If you’re looking for a remote campground, consider Angel of Shavano. Located inside the San Isabel National Forest, this spot features 20 individual campsites that are often less crowded than other options in Colorado. This is due in part to its isolated location, about three hours from Denver. The Colorado Trail, which runs 486 miles across the state, also passes directly through the campsite, making it perfect for long-distance backpackers.

There are plenty of hiking and biking trails in the area and fishermen will enjoy the nearby North Fork Reservoir. Despite the lengthy drive, this campground may be easier to access at the last minute since advance reservations aren't accepted and the sites are on a first-come, first-serve policy.

Flat Tops Wilderness


Although it's relatively remote, the Flat Tops campground is still easily accessible for a weekend. The entire Flat Tops Wilderness Area encompasses over 235,000 acres — making it the second-largest wilderness area in the state. There are over 100 lakes and ponds, as well as roughly 100 miles of streams.
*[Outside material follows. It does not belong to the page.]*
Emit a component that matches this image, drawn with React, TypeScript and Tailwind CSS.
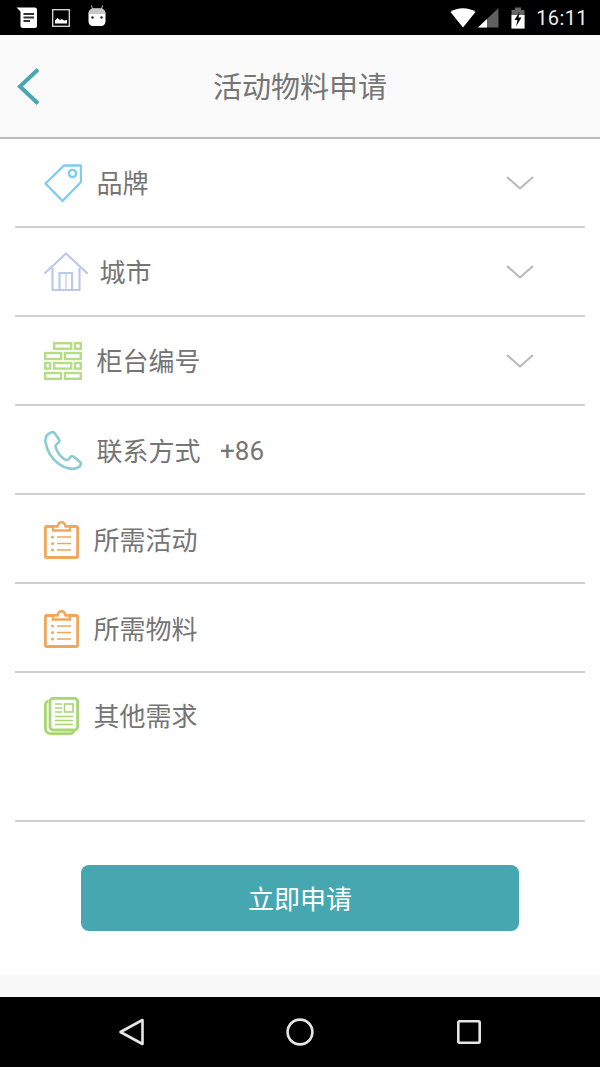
import type { ReactNode } from 'react'

const FONT = "font-['Noto_Sans_CJK_SC','Noto_Sans',sans-serif]"

function TagIcon() {
  return (
    <svg width="38" height="38" viewBox="0 0 38 38" fill="none" stroke="#7fcdee" strokeWidth="2.4">
      <path d="M1.5 19.5 L20 1.5 H37 V18 L18.5 37 Z" strokeLinejoin="round" />
      <circle cx="28.5" cy="9.5" r="3.6" />
    </svg>
  )
}

function HouseIcon() {
  return (
    <svg width="44" height="39" viewBox="0 0 44 39" fill="none" stroke="#bcc8ec" strokeWidth="2.2">
      <path d="M1 21 L22 1.5 L43 21" strokeLinecap="round" strokeLinejoin="round" />
      <path d="M8.5 16 V38 H35.5 V16" />
      <path d="M15.5 38 V21 H28 V38" />
      <path d="M22 21 V38" strokeWidth="1.2" />
    </svg>
  )
}

function BricksIcon() {
  return (
    <svg width="38" height="38" viewBox="0 0 38 38" fill="none" stroke="#b4dd85" strokeWidth="2.4">
      <rect x="10.2" y="1.2" width="17" height="5.6" />
      <rect x="31" y="1.2" width="5.8" height="5.6" />
      <rect x="1.2" y="11" width="16" height="6" />
      <rect x="21" y="11" width="15.8" height="6" />
      <rect x="1.2" y="21" width="5" height="5.6" />
      <rect x="10.2" y="21" width="17" height="5.6" />
      <rect x="31" y="21" width="5.8" height="5.6" />
      <rect x="1.2" y="31" width="15.8" height="5.8" />
      <rect x="21" y="31" width="15.8" height="5.8" />
    </svg>
  )
}

function PhoneIcon() {
  return (
    <svg width="38" height="39" viewBox="0 0 38 39" fill="none" stroke="#8accd2" strokeWidth="2.6" strokeLinejoin="round">
      <path d="M7 1.5 C3 3 1 6 1.5 11 C3 20 8 28 15 33 C21 37.5 29 39 34 36.5 C37 35 37.5 32.5 36 31 L30 26 C28.5 25 27 25 26 26.5 L24.5 28.5 C23 29.5 21.5 29 20 28 C15.5 24.5 12.5 20 11.5 15.5 C11.5 14 12.5 13 14 12 C15.5 11 15.5 9.5 15 8.5 L11 2.5 C10 1 8.5 1 7 1.5 Z" />
    </svg>
  )
}

function ClipboardIcon() {
  return (
    <svg width="35" height="38" viewBox="0 0 35 38" fill="none" stroke="#f0a75c" strokeWidth="2.4">
      <rect x="1.4" y="5.5" width="32.2" height="31" rx="1.5" strokeWidth="2.8" />
      <path d="M9 9.5 V5.5 H13.5 C14 3 15.5 1.2 17.5 1.2 C19.5 1.2 21 3 21.5 5.5 H26 V9.5 Z" fill="#fff" />
      <circle cx="8.5" cy="16" r="1.5" fill="#f0a75c" stroke="none" />
      <circle cx="8.5" cy="22.5" r="1.5" fill="#f0a75c" stroke="none" />
      <circle cx="8.5" cy="29" r="1.5" fill="#f0a75c" stroke="none" />
      <path d="M13 16 H27 M13 22.5 H27 M13 29 H27" strokeWidth="1.7" />
    </svg>
  )
}

function PaperIcon() {
  return (
    <svg width="35" height="38" viewBox="0 0 35 38" fill="none" stroke="#a8d672" strokeWidth="2.8">
      <path d="M4.5 4 C2.5 4.5 1.4 6 1.4 8 V31 C1.4 34.5 3.5 36.6 7 36.6 H26 C28 36.6 29.5 35.5 30 33.5" />
      <rect x="6" y="1.4" width="27.6" height="31.6" rx="3" />
      <path d="M11 7 H18 M11 11 H18 M11 15 H18 M11 19.5 H29 M11 23.5 H29 M11 27.5 H29" strokeWidth="1.6" />
      <rect x="20.5" y="7" width="8.5" height="8" strokeWidth="1.6" />
    </svg>
  )
}

function Chevron() {
  return (
    <svg width="28" height="14" viewBox="0 0 28 14" fill="none" stroke="#b8b8b8" strokeWidth="2">
      <path d="M1 1 L14 12.5 L27 1" />
    </svg>
  )
}

function StatusBar() {
  return (
    <div className="flex h-[35px] items-center justify-between bg-black pl-[16px] pr-[12px]">
      <div className="flex items-center">
        <svg width="22" height="22" viewBox="0 0 22 22">
          <path d="M0.5 0.5 H19 C20 0.5 21 1.5 21 2.5 V19 C21 20.3 20 21 19 21 H7 C5.5 21 4.5 20 4.5 19 V4.5 Z" fill="#fff" />
          <path d="M7.5 7 H18 M7.5 10.5 H18 M7.5 14 H14" stroke="#333" strokeWidth="2" />
        </svg>
        <svg className="ml-[14px]" width="18" height="18" viewBox="0 0 18 18">
          <rect x="0.7" y="0.7" width="16.6" height="16.6" fill="none" stroke="#ddd" strokeWidth="1.3" />
          <path d="M3 14.5 V11.5 L5.5 9 L8 11 L10 10 L12 11.5 L15 11 V14.5 Z" fill="#fff" />
        </svg>
        <svg className="mb-[4px] ml-[18px]" width="18" height="22" viewBox="0 0 18 22">
          <path d="M4.5 4.5 L3.5 0.5 M13.5 4.5 L14.5 0.5" stroke="#bbb" strokeWidth="1" />
          <path d="M0.5 9 C0.5 5.5 3 3.5 6 3.5 H12 C15 3.5 17.5 5.5 17.5 9 V16 C17.5 19 15.5 21 13 21 H5 C2.5 21 0.5 19 0.5 16 Z" fill="#fff" />
          <path d="M0.5 9 C0.5 5.5 3 3.5 6 3.5 H12 C15 3.5 17.5 5.5 17.5 9 H0.5 Z" fill="#c8c8c8" />
          <circle cx="4.5" cy="12.5" r="1.2" fill="#222" />
          <circle cx="13.5" cy="12.5" r="1.2" fill="#222" />
        </svg>
      </div>
      <div className="flex items-center">
        <svg width="26" height="20" viewBox="0 0 26 20">
          <path d="M0.5 4 C7 -1 19 -1 25.5 4 L13 19.5 Z" fill="#fff" />
        </svg>
        <svg className="ml-[2px]" width="21" height="20" viewBox="0 0 21 20">
          <path d="M0 19.5 L20.5 0 V19.5 Z" fill="#5f5f5f" />
          <path d="M0 19.5 L9 10.9 V19.5 Z" fill="#fff" />
        </svg>
        <svg className="ml-[12px]" width="14" height="22" viewBox="0 0 14 22">
          <path d="M0.5 3 H4 V0.5 H10 V3 H13.5 V21.5 H0.5 Z" fill="#666" />
          <path d="M0.5 8 H13.5 V21.5 H0.5 Z" fill="#fff" />
          <path d="M8.5 5 L3.5 13 H6.5 L5 19.5 L10.5 10.5 H7.5 Z" fill="#000" />
        </svg>
        <span className="ml-[11px] font-['Roboto',sans-serif] text-[20px] leading-none tracking-[0.4px] text-[#eeeeee]">16:11</span>
      </div>
    </div>
  )
}

function Row({ icon, label, gap = 'ml-[14.5px]', chevron = false, extra, inner = 'h-[87px]', tall = false }: { icon: ReactNode; label: string; gap?: string; chevron?: boolean; extra?: string; inner?: string; tall?: boolean }) {
  return (
    <div className={`mx-[15px] border-b-2 border-[#d0d0d0] ${tall ? 'h-[149px]' : 'h-[89px]'}`}>
      <div className={`flex ${inner} items-center pl-[29px] pr-[51px]`}>
        <div className="flex shrink-0">{icon}</div>
        <span className={`${gap} mb-[2px] text-[26px] leading-none text-[#757575]`}>{label}</span>
        {extra && <span className="ml-[19.5px] font-['Roboto',sans-serif] text-[26px] leading-none text-[#757575]">{extra}</span>}
        {chevron && (
          <div className="ml-auto flex">
            <Chevron />
          </div>
        )}
      </div>
    </div>
  )
}

export default function App() {
  return (
    <div className={`flex h-[1067px] w-[600px] flex-col overflow-hidden bg-white ${FONT}`}>
      <StatusBar />
      <header className="relative flex h-[104px] shrink-0 items-center justify-center border-b-2 border-[#bcbcbc] bg-[#fafafa]">
        <svg className="absolute left-[17px] top-[33px]" width="23" height="37" viewBox="0 0 23 37" fill="none" stroke="#45a7b1" strokeWidth="4">
          <path d="M21 1.5 L3 18.5 L21 35.5" />
        </svg>
        <h1 className="mb-[2px] text-[29px] font-normal leading-none text-[#757575]">活动物料申请</h1>
      </header>
      <Row icon={<TagIcon />} label="品牌" chevron />
      <Row icon={<HouseIcon />} label="城市" gap="ml-[11.5px]" chevron />
      <Row icon={<BricksIcon />} label="柜台编号" chevron />
      <Row icon={<PhoneIcon />} label="联系方式" extra="+86" inner="h-[87px] pt-[2px]" />
      <Row icon={<ClipboardIcon />} label="所需活动" inner="h-[87px] pt-[2px]" />
      <Row icon={<ClipboardIcon />} label="所需物料" inner="h-[87px] pt-[2px]" />
      <Row icon={<PaperIcon />} label="其他需求" inner="h-[85px]" tall />
      <div className="flex flex-1 flex-col">
        <button className="mx-[81px] mt-[43px] flex h-[66px] items-center justify-center rounded-[8px] bg-[#47a7b1] pb-[2px] text-[26px] text-white">
          立即申请
        </button>
        <div className="mt-auto h-[22px] bg-[#f8f8f8]" />
      </div>
      <nav className="relative flex h-[70px] shrink-0 items-center bg-black">
        <svg className="ml-[119px]" width="26" height="28" viewBox="0 0 26 28" fill="none" stroke="#e6e6e6" strokeWidth="2.6" strokeLinejoin="round">
          <path d="M23.5 2 V26 L1.5 14 Z" />
        </svg>
        <svg className="ml-[141px]" width="28" height="28" viewBox="0 0 28 28" fill="none" stroke="#e6e6e6" strokeWidth="2.6">
          <circle cx="14" cy="14" r="12.4" />
        </svg>
        <svg className="ml-[143px]" width="24" height="24" viewBox="0 0 24 24" fill="none" stroke="#e6e6e6" strokeWidth="2.6" strokeLinejoin="round">
          <rect x="1.3" y="1.3" width="21.4" height="21.4" rx="1" />
        </svg>
      </nav>
    </div>
  )
}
One of the highlights in Flat Tops is Trappers Lake, the third-largest natural lake in the state. There are several campgrounds here as well as the Trappers Lake Lodge.

If you are looking for free dispersed camping, you can find sites in other parts of Flat Tops. One favorite is Shepherds Rim, which includes 15 well-spaced sites, and Trapline with 13 sites. Bear Lake Campground, located near Yampa, is a larger campground option with 43 sites and access to the reservoir, a fishing pier and a recreation area.

Pinyon Flats


If you're ready for something different, head to Great Sand Dunes National Park, another iconic destination that features a unique, majestic natural landscape. Aside from its towering sand dunes, this national park is also one of the nation's best hiking spots. Depending on where you're camping, several sites have nearby trail access to the dunes. There are 88 sites for RVs and tents along with three group sites available for tent campers only.

During certain times of the year, Medano Creek near the dunes is flowing above ground and you might get to splash in the water. Unsurprisingly, the campsites in the park are more likely to fill up when the creek is above ground.

Turquoise Lake


As its name suggests, Turquoise Lake is the big draw for this campground. Located in the San Isabel National Forest near Leadville, the lake has eight campgrounds along its shores in addition to two boat launch ramps.

At 10,000 feet up, you’ll appreciate easier trails like the 12-mile paved Mineral Belt Trail loop. Because of its elevation, the lake is considered an alpine camping spot, which means you may need to take a little time to adjust to the altitude. The high altitude is also a clue that you’ll want to pack for wild temperature changes. It can get cold at night — even during summer. Book here as early as possible or head to first-come, first-served campsites like Tabor and Belle of Colorado.